Featherstone is seen by many as the architect of the Same Sex Couples Act 2013 and yet, she says with a wry smile, the former Prime Minister David Cameron is the one who clings to the legacy of the bill ‘like a lifeboat.’
And Featherstone herself is often left out of the frame of the legacy of the bill despite writing a whole book about her effort to get the bill through.
If it were not for her book, she says, she could have been “edited out of history.”
Along with 20 or so other Liberal Democrat ministers, Featherstone was given a ministerial crash course.
Rather desperately she was told her diary would forever be full and by the end of the five years you may well have achieved absolutely nothing at all and she should focus on one or two issues.
It was on the walk back to the office that same-sex marriage ”popped into my head.”
That was what she was going to do (unaware that normally you cannot table a bill that was neither part of the coalition nor in your own manifesto.
Impressed but not satisfied with the civil partnership act brought in by Labour in 2004, Featherstone wanted to go further.
“It created a two tier system” she says, and by implication same sex marriages were a second class relationship.

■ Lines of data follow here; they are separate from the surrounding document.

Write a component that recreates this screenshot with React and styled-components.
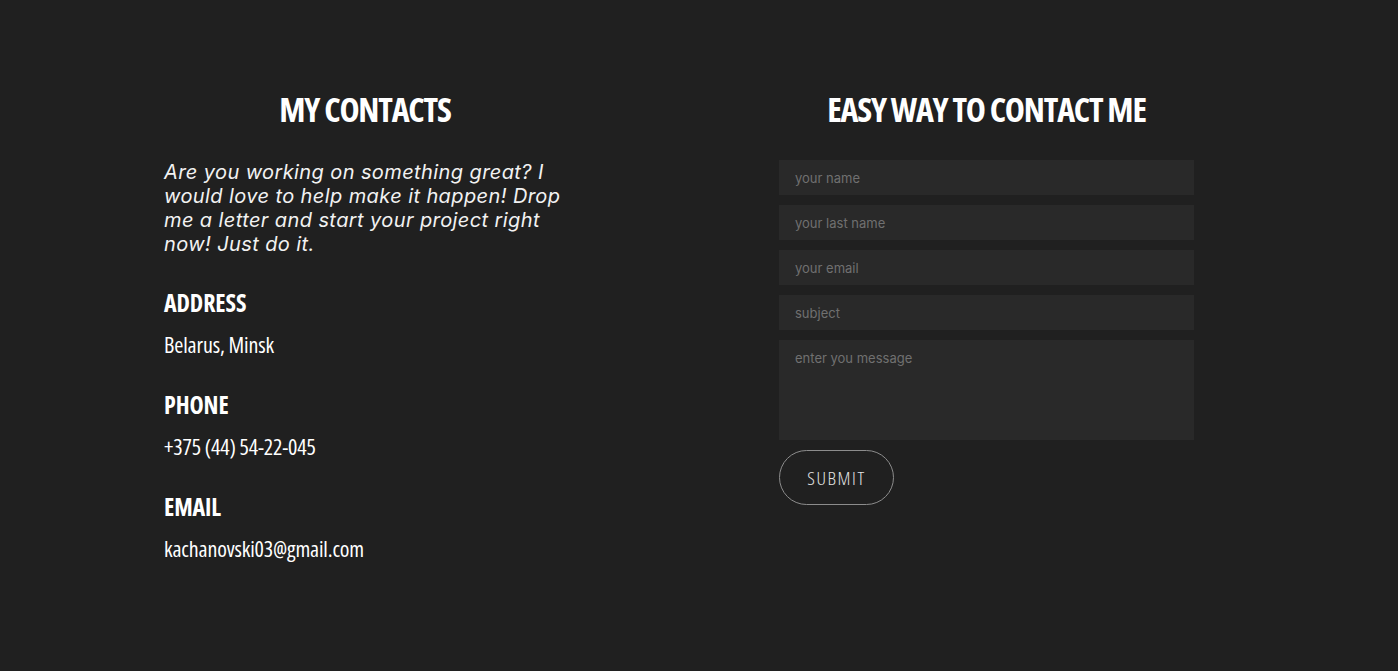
import React from "react";
import styled, { createGlobalStyle } from "styled-components";

const GlobalStyle = createGlobalStyle`
  html, body { margin: 0; padding: 0; background: #202020; }
  * { box-sizing: border-box; }
  #root { min-height: 671px; background: #202020; }
`;

const condensed = `
  font-family: "Open Sans", "Noto Sans", sans-serif;
  font-stretch: 75%;
`;

const Page = styled.section`
  display: flex;
  align-items: flex-start;
  gap: 213px;
  padding: 89px 0 0 164px;
  min-height: 671px;
  background: #202020;
  color: #fff;
`;

const Column = styled.div`
  display: flex;
  flex-direction: column;
  width: ${(p) => p.$width}px;
`;

const Heading = styled.h2`
  ${condensed}
  margin: 0 0 31px;
  font-size: 34px;
  line-height: 40px;
  font-weight: 700;
  letter-spacing: -1.2px;
  text-align: center;
  text-transform: uppercase;
  color: #fff;
`;

const Intro = styled.p`
  margin: 0 0 32px;
  font-family: Inter, "Open Sans", sans-serif;
  font-style: italic;
  font-size: 20px;
  line-height: 24px;
  letter-spacing: 0.4px;
  color: #f2f2f2;
`;

const InfoList = styled.div`
  display: flex;
  flex-direction: column;
  gap: 32px;
`;

const InfoGroup = styled.div`
  display: flex;
  flex-direction: column;
  gap: 12px;
`;

const InfoLabel = styled.h3`
  ${condensed}
  margin: 0;
  font-size: 24px;
  line-height: 30px;
  font-weight: 700;
  letter-spacing: -0.1px;
  text-transform: uppercase;
  color: #fff;
`;

const InfoValue = styled.div`
  ${condensed}
  font-size: 22px;
  line-height: 28px;
  font-weight: 400;
  letter-spacing: -0.15px;
  color: #fff;
`;

const Form = styled.form`
  display: flex;
  flex-direction: column;
  gap: 10px;
`;

const fieldBase = `
  display: block;
  width: 100%;
  margin: 0;
  border: none;
  outline: none;
  background: #292929;
  color: #ddd;
  font-family: Inter, "Open Sans", sans-serif;
  font-size: 13px;
  padding: 0 16px;
  &::placeholder { color: #707070; }
`;

const Field = styled.input`
  ${fieldBase}
  height: 35px;
`;

const Message = styled.textarea`
  ${fieldBase}
  height: 100px;
  padding-top: 10px;
  line-height: 16px;
  resize: none;
`;

const Submit = styled.button`
  ${condensed}
  align-self: flex-start;
  width: 115px;
  height: 55px;
  margin: 0;
  border: 1px solid #8c8c8c;
  border-radius: 28px;
  background: transparent;
  color: #e4e4e4;
  font-size: 19px;
  font-weight: 300;
  letter-spacing: 1.6px;
  text-transform: uppercase;
  cursor: pointer;
`;

const contacts = [
  { label: "Address", value: "Belarus, Minsk" },
  { label: "Phone", value: "+375 (44) 54-22-045" },
  { label: "Email", value: "kachanovski03@gmail.com" },
];

const fields = ["your name", "your last name", "your email", "subject"];

export default function App() {
  return (
    <>
      <GlobalStyle />
      <Page>
        <Column $width={402}>
          <Heading>My contacts</Heading>
          <Intro>
            Are you working on something great? I would love to help make it
            happen! Drop me a letter and start your project right now! Just do
            it.
          </Intro>
          <InfoList>
            {contacts.map((c) => (
              <InfoGroup key={c.label}>
                <InfoLabel>{c.label}</InfoLabel>
                <InfoValue>{c.value}</InfoValue>
              </InfoGroup>
            ))}
          </InfoList>
        </Column>
        <Column $width={415}>
          <Heading>Easy way to contact me</Heading>
          <Form onSubmit={(e) => e.preventDefault()}>
            {fields.map((f) => (
              <Field key={f} type="text" placeholder={f} />
            ))}
            <Message placeholder="enter you message" />
            <Submit type="submit">Submit</Submit>
          </Form>
        </Column>
      </Page>
    </>
  );
}
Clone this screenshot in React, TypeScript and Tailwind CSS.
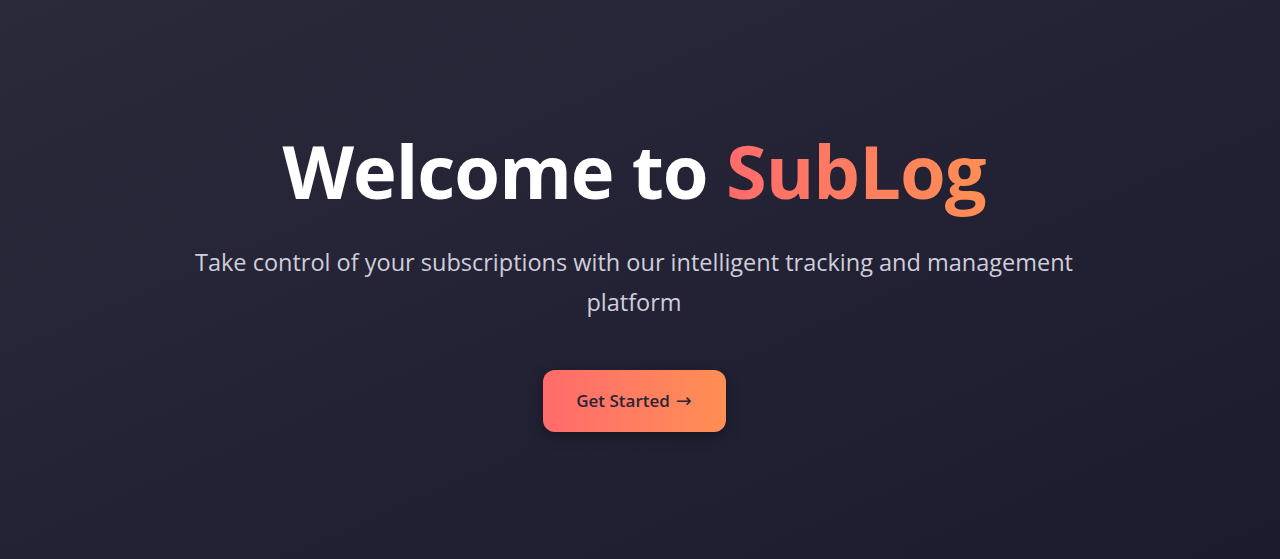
export default function App() {
  return (
    <div
      className="min-h-screen w-full flex items-center justify-center bg-gradient-to-br from-[#2b2a3b] to-[#1c1b2e] pl-6 pr-[36px]"
      style={{ fontFamily: '"Open Sans", "Noto Sans", sans-serif' }}
    >
      <div className="flex flex-col items-center text-center">
        <h1 className="text-[74px] font-bold leading-[1.2] tracking-[-1px] text-white">
          Welcome to{' '}
          <span className="bg-gradient-to-r from-[#ff6b6b] to-[#ff8e53] bg-clip-text text-transparent">
            SubLog
          </span>
        </h1>
        <p className="mt-[26px] max-w-[920px] text-[23.5px] leading-[40px] text-[#cfcedb]">
          Take control of your subscriptions with our intelligent tracking and management platform
        </p>
        <button className="mt-[48px] flex h-[62px] w-[183px] items-center justify-center gap-[6px] rounded-xl bg-gradient-to-r from-[#ff6b6b] to-[#ff8e53] text-[17px] font-semibold text-[#2a2438] shadow-[0_4px_14px_rgba(0,0,0,0.35)]">
          Get Started
          <span style={{ fontFamily: '"DejaVu Sans", sans-serif' }} className="text-[19px] font-normal leading-none">→</span>
        </button>
      </div>
    </div>
  );
}
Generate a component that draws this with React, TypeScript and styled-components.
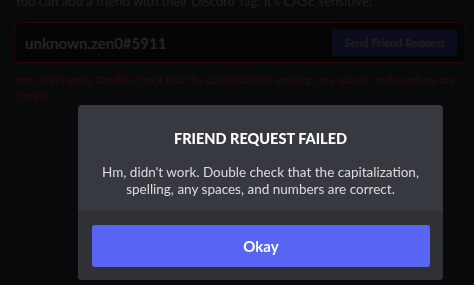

With the help of a civil servant she drafted her intentions in two or three paragraphs that would change the course of thousands of people’s lives.
“When I look back I think it is a miracle,” says the Baroness.
Miracle is right: compared with 78% support in 2023, a mere 42% people supported the act in 2011 according to YouGov.
But in spite of the “sea change” the Baroness has seen in the last ten years, same-sex marriages are still not allowed in the Church of England.
In recent months the church has considered offering “blessings” to same sex couples, but “blessings are feeble,” says Featherstone.
Her innate and “overdeveloped sense of justice and right and wrong in terms of equality” has left Featherstone unimpressed by the Church’s refusal.
“It’s a hard fact of a life: some people horrible,” she says soberly.
Though now focused on new challenges and new issues, Featherstone is incredibly proud of the over 40,000 same-sex marriages that would not have been possible without her.
To this day Featherstone has couples approach her out and about and thank her for making their marriage possible.
“They cry and I cry” she says warmly and with that, I am moved by the desire Featherstone has to help people show their love for each other.